TASK TO CARRY OUT:
Leave out the pictures, then reproduce the rest of the material exactly.

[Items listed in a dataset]
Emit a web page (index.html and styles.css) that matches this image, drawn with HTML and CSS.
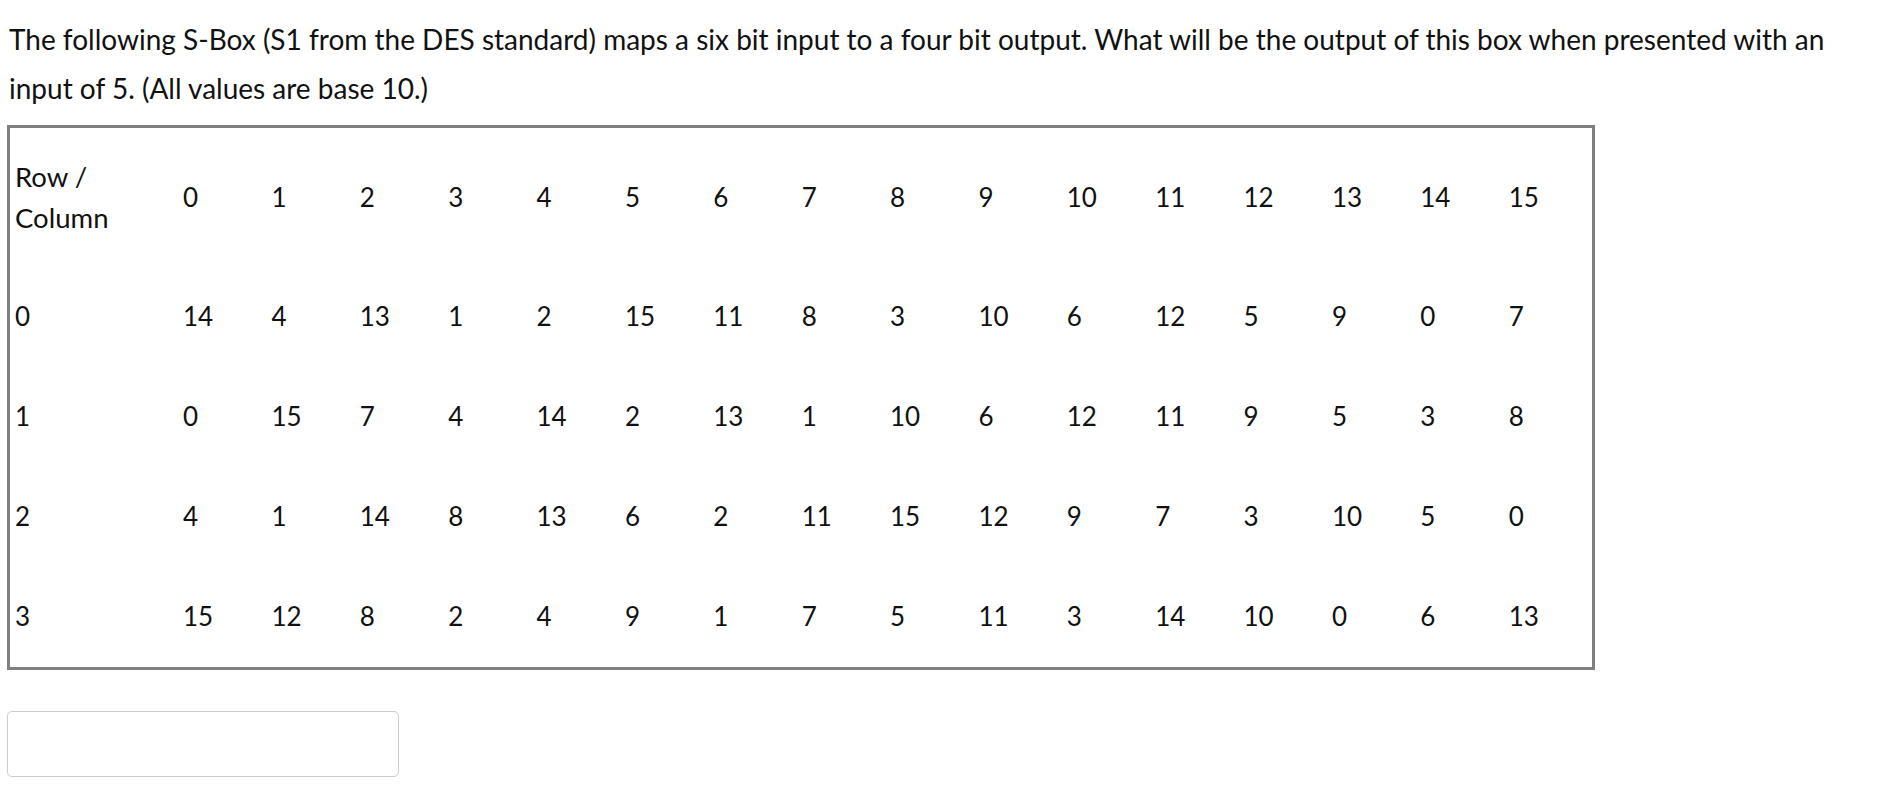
FILE: index.html
```html
<!DOCTYPE html>
<html lang="en">
<head>
<meta charset="utf-8">
<title>S-Box question</title>
<link rel="stylesheet" href="styles.css">
</head>
<body>
<div class="question">
  <p class="prompt">The following S-Box (S1 from the DES standard) maps a six bit input to a four bit output. What will be the output of this box when presented with an input of 5. (All values are base 10.)</p>
  <table class="sbox">
    <colgroup>
      <col class="label-col">
      <col span="16">
    </colgroup>
    <tbody>
      <tr class="head-row"><td class="corner">Row /<br>Column</td><td>0</td><td>1</td><td>2</td><td>3</td><td>4</td><td>5</td><td>6</td><td>7</td><td>8</td><td>9</td><td>10</td><td>11</td><td>12</td><td>13</td><td>14</td><td>15</td></tr>
      <tr><td>0</td><td>14</td><td>4</td><td>13</td><td>1</td><td>2</td><td>15</td><td>11</td><td>8</td><td>3</td><td>10</td><td>6</td><td>12</td><td>5</td><td>9</td><td>0</td><td>7</td></tr>
      <tr><td>1</td><td>0</td><td>15</td><td>7</td><td>4</td><td>14</td><td>2</td><td>13</td><td>1</td><td>10</td><td>6</td><td>12</td><td>11</td><td>9</td><td>5</td><td>3</td><td>8</td></tr>
      <tr><td>2</td><td>4</td><td>1</td><td>14</td><td>8</td><td>13</td><td>6</td><td>2</td><td>11</td><td>15</td><td>12</td><td>9</td><td>7</td><td>3</td><td>10</td><td>5</td><td>0</td></tr>
      <tr><td>3</td><td>15</td><td>12</td><td>8</td><td>2</td><td>4</td><td>9</td><td>1</td><td>7</td><td>5</td><td>11</td><td>3</td><td>14</td><td>10</td><td>0</td><td>6</td><td>13</td></tr>
    </tbody>
  </table>
  <input class="answer" type="text" aria-label="Answer">
</div>
</body>
</html>
```

FILE: styles.css
```css
html, body {
  margin: 0;
  padding: 0;
  background: #ffffff;
}

body {
  font-family: Lato, "Open Sans", "Liberation Sans", sans-serif;
  font-size: 24px;
  line-height: 1.7;
  color: #111111;
}

.question {
  padding: 0 7px;
}

.prompt {
  margin: 15px 0 12px 2px;
  font-size: 28px;
  line-height: 49px;
}

.sbox {
  width: 1588px;
  border: 3px solid #808080;
  border-collapse: separate;
  border-spacing: 0;
  table-layout: fixed;
  font-size: 26px;
  line-height: 41px;
}

.label-col {
  width: 168px;
}

.sbox td {
  padding: 29px 5px 30px 5px;
  text-align: left;
  vertical-align: middle;
  white-space: nowrap;
}

.sbox .head-row td {
  padding: 28px 5px 29px 5px;
}

.sbox .head-row .corner {
  font-size: 27.5px;
}

.answer {
  display: block;
  margin-top: 41px;
  width: 392px;
  height: 66px;
  box-sizing: border-box;
  border: 1px solid #cccccc;
  border-radius: 5px;
  background: #ffffff;
  font: inherit;
  padding: 0 10px;
}
```
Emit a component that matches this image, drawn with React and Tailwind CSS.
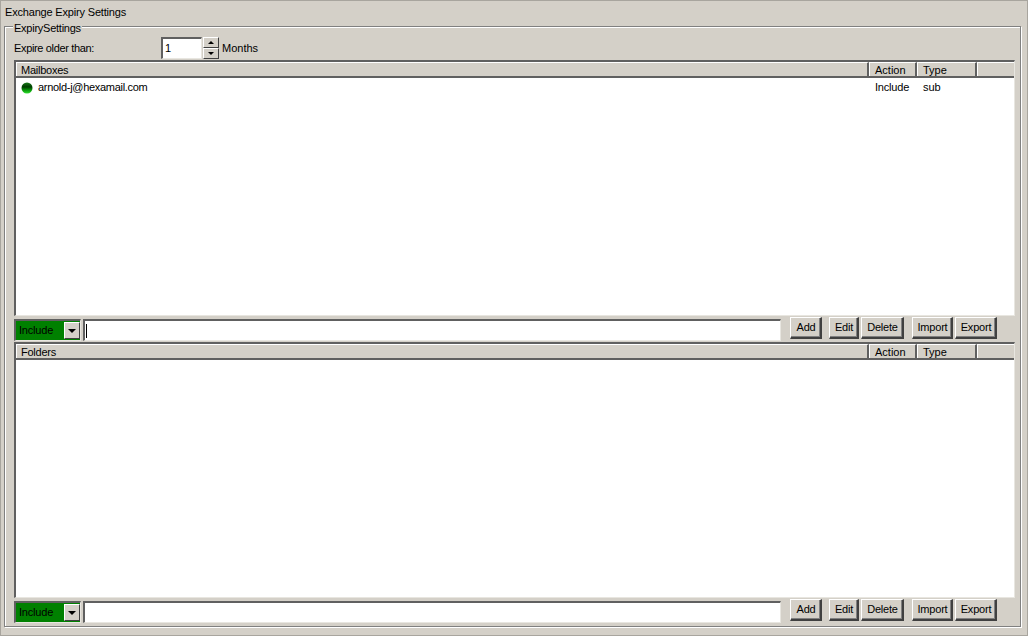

WORKED ANSWER:
Emit a web page (index.html and styles.css) that matches this image, drawn with HTML and CSS.
FILE: index.html
```html
<!DOCTYPE html>
<html lang="en">
<head>
<meta charset="utf-8">
<title>S-Box question</title>
<link rel="stylesheet" href="styles.css">
</head>
<body>
<div class="question">
  <p class="prompt">The following S-Box (S1 from the DES standard) maps a six bit input to a four bit output. What will be the output of this box when presented with an input of 5. (All values are base 10.)</p>
  <table class="sbox">
    <colgroup>
      <col class="label-col">
      <col span="16">
    </colgroup>
    <tbody>
      <tr class="head-row"><td class="corner">Row /<br>Column</td><td>0</td><td>1</td><td>2</td><td>3</td><td>4</td><td>5</td><td>6</td><td>7</td><td>8</td><td>9</td><td>10</td><td>11</td><td>12</td><td>13</td><td>14</td><td>15</td></tr>
      <tr><td>0</td><td>14</td><td>4</td><td>13</td><td>1</td><td>2</td><td>15</td><td>11</td><td>8</td><td>3</td><td>10</td><td>6</td><td>12</td><td>5</td><td>9</td><td>0</td><td>7</td></tr>
      <tr><td>1</td><td>0</td><td>15</td><td>7</td><td>4</td><td>14</td><td>2</td><td>13</td><td>1</td><td>10</td><td>6</td><td>12</td><td>11</td><td>9</td><td>5</td><td>3</td><td>8</td></tr>
      <tr><td>2</td><td>4</td><td>1</td><td>14</td><td>8</td><td>13</td><td>6</td><td>2</td><td>11</td><td>15</td><td>12</td><td>9</td><td>7</td><td>3</td><td>10</td><td>5</td><td>0</td></tr>
      <tr><td>3</td><td>15</td><td>12</td><td>8</td><td>2</td><td>4</td><td>9</td><td>1</td><td>7</td><td>5</td><td>11</td><td>3</td><td>14</td><td>10</td><td>0</td><td>6</td><td>13</td></tr>
    </tbody>
  </table>
  <input class="answer" type="text" aria-label="Answer">
</div>
</body>
</html>
```

FILE: styles.css
```css
html, body {
  margin: 0;
  padding: 0;
  background: #ffffff;
}

body {
  font-family: Lato, "Open Sans", "Liberation Sans", sans-serif;
  font-size: 24px;
  line-height: 1.7;
  color: #111111;
}

.question {
  padding: 0 7px;
}

.prompt {
  margin: 15px 0 12px 2px;
  font-size: 28px;
  line-height: 49px;
}

.sbox {
  width: 1588px;
  border: 3px solid #808080;
  border-collapse: separate;
  border-spacing: 0;
  table-layout: fixed;
  font-size: 26px;
  line-height: 41px;
}

.label-col {
  width: 168px;
}

.sbox td {
  padding: 29px 5px 30px 5px;
  text-align: left;
  vertical-align: middle;
  white-space: nowrap;
}

.sbox .head-row td {
  padding: 28px 5px 29px 5px;
}

.sbox .head-row .corner {
  font-size: 27.5px;
}

.answer {
  display: block;
  margin-top: 41px;
  width: 392px;
  height: 66px;
  box-sizing: border-box;
  border: 1px solid #cccccc;
  border-radius: 5px;
  background: #ffffff;
  font: inherit;
  padding: 0 10px;
}
```
Emit a component that matches this image, drawn with React and Tailwind CSS.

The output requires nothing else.